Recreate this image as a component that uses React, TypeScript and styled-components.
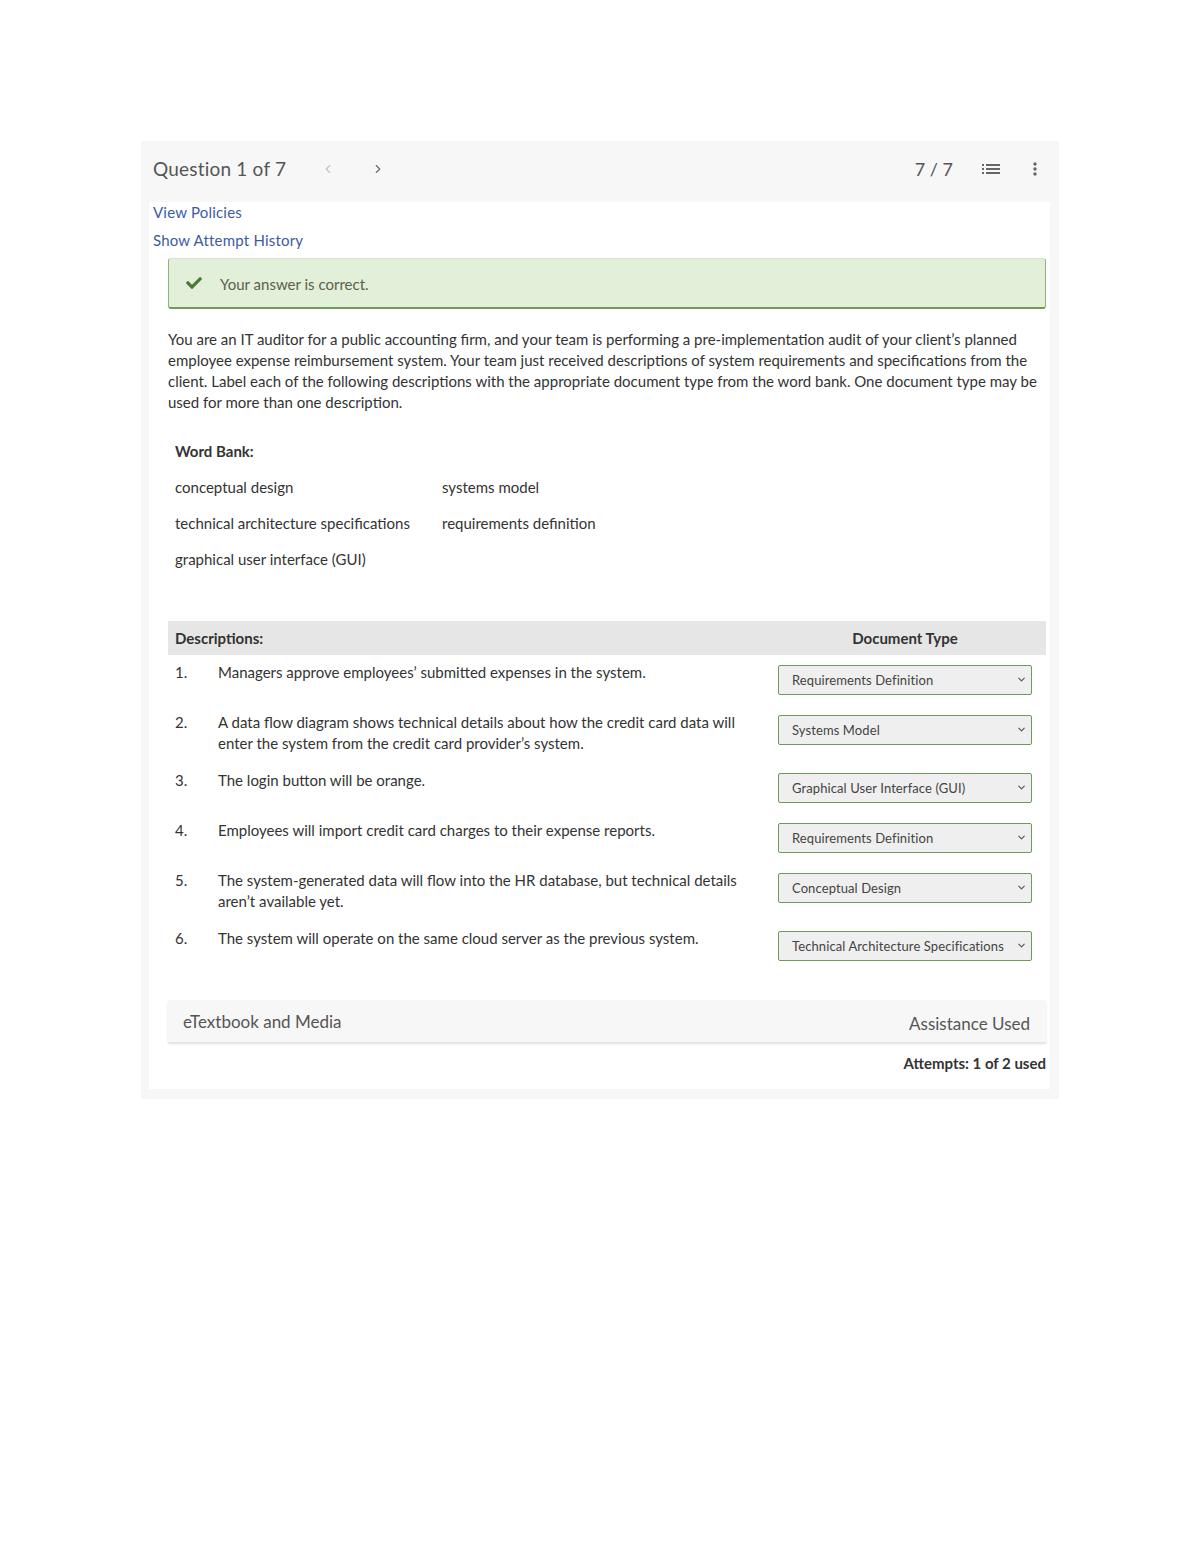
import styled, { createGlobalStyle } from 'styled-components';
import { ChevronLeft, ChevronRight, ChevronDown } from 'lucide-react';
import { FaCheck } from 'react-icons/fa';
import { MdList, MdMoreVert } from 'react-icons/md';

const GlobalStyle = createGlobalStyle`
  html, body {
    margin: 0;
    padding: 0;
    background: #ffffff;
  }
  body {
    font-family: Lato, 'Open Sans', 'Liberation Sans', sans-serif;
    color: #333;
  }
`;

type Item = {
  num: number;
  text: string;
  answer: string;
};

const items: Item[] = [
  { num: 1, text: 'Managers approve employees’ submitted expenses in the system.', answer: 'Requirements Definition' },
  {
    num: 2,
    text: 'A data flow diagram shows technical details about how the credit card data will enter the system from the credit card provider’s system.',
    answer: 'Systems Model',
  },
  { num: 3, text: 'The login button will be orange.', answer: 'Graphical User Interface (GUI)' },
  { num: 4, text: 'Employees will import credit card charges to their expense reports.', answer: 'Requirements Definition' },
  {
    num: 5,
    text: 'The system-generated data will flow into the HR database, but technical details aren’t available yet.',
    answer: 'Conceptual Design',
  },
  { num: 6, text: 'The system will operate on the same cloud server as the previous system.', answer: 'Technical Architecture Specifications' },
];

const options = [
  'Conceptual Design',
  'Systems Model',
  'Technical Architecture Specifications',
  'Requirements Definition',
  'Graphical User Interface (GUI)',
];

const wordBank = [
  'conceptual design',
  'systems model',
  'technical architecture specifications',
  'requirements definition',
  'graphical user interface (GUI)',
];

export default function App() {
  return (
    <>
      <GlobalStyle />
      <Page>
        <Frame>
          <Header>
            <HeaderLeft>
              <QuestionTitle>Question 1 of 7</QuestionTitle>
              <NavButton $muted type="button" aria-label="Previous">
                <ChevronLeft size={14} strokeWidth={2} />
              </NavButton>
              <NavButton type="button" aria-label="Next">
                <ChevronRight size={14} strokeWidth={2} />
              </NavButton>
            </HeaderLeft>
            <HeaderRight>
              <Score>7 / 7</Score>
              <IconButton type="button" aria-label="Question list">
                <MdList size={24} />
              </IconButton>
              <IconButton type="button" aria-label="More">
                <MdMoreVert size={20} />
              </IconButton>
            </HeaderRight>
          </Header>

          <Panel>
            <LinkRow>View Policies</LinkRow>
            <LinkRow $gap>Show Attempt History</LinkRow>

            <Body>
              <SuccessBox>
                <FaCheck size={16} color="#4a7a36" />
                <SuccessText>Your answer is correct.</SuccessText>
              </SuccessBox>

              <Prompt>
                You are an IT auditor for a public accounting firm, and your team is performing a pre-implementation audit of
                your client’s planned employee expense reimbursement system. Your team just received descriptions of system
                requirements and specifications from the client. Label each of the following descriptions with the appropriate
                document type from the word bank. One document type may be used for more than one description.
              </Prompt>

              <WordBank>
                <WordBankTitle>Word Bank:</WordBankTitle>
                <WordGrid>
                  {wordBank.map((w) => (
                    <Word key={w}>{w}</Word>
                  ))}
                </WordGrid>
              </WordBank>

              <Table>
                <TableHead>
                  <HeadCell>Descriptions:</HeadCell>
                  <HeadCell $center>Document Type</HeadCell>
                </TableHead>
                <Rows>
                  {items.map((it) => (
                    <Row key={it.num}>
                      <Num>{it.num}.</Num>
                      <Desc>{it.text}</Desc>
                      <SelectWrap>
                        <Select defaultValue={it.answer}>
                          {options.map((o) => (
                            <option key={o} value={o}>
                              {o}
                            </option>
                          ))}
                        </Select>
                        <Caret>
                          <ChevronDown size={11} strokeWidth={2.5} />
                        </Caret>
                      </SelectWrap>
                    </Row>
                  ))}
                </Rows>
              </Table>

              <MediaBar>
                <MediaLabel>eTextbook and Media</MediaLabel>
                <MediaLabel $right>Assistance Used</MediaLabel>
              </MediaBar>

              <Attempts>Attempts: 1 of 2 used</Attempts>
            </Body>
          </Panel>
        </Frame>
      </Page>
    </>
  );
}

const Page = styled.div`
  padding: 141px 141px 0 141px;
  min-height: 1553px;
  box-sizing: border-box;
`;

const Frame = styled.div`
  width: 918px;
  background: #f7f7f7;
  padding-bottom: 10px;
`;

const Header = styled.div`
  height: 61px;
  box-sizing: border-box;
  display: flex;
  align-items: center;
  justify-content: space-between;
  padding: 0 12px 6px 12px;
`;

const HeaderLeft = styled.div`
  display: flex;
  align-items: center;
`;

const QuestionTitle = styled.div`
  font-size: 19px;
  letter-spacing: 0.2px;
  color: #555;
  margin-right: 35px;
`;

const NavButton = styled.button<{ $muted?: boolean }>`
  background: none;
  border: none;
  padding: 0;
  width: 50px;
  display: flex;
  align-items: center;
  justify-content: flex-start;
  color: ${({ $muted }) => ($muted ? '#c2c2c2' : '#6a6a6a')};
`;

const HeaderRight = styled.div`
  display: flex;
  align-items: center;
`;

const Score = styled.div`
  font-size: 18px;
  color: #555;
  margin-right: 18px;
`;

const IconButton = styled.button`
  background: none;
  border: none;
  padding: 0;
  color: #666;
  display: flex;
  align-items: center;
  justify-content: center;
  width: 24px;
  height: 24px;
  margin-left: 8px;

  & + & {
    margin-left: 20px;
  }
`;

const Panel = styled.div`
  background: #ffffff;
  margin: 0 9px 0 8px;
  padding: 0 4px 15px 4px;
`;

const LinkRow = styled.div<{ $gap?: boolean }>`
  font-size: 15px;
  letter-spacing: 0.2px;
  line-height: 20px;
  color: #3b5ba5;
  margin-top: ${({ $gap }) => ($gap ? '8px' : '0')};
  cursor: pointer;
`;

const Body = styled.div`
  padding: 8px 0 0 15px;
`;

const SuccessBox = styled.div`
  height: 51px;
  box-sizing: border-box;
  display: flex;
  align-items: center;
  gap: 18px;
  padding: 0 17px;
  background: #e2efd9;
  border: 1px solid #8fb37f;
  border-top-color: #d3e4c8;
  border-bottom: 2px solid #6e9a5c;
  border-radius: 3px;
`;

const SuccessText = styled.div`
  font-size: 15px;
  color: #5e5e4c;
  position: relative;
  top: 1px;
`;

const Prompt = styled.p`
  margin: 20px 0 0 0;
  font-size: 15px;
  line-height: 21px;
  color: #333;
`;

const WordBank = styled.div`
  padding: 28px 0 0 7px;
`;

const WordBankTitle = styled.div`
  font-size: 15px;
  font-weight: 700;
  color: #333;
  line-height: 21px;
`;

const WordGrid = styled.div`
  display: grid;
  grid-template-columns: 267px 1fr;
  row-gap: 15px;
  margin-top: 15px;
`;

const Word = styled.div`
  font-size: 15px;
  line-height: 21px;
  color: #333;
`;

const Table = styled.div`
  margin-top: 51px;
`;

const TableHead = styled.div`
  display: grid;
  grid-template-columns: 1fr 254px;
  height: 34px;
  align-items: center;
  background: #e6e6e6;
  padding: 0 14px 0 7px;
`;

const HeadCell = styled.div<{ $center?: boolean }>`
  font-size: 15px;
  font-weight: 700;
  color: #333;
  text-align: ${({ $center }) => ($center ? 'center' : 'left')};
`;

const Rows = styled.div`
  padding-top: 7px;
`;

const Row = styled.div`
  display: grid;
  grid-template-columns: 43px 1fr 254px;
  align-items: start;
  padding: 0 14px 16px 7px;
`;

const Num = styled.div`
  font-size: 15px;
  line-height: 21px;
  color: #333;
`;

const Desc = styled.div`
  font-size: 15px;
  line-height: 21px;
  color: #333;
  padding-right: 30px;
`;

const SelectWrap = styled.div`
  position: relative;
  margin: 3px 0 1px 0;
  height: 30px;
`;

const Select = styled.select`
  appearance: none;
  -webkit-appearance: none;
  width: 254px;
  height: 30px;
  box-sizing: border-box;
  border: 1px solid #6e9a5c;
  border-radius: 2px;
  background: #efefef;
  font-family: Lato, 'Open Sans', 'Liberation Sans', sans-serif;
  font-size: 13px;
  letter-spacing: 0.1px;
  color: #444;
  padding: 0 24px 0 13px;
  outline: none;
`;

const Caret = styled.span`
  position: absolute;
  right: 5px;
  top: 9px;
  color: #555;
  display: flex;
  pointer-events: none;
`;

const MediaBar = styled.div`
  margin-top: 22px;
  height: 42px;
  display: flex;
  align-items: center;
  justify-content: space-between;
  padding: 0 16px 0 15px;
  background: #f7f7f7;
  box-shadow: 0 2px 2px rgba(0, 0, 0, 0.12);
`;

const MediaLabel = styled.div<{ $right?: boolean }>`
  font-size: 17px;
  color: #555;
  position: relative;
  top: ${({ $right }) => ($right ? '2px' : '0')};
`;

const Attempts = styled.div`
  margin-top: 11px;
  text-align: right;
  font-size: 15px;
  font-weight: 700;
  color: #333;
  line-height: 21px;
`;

====

_What to do_.
Filter the data, keeping only the lines that contain "components".

_Output below_.
Recreate this image as a component that uses React, TypeScript and styled-components.
import styled, { createGlobalStyle } from 'styled-components';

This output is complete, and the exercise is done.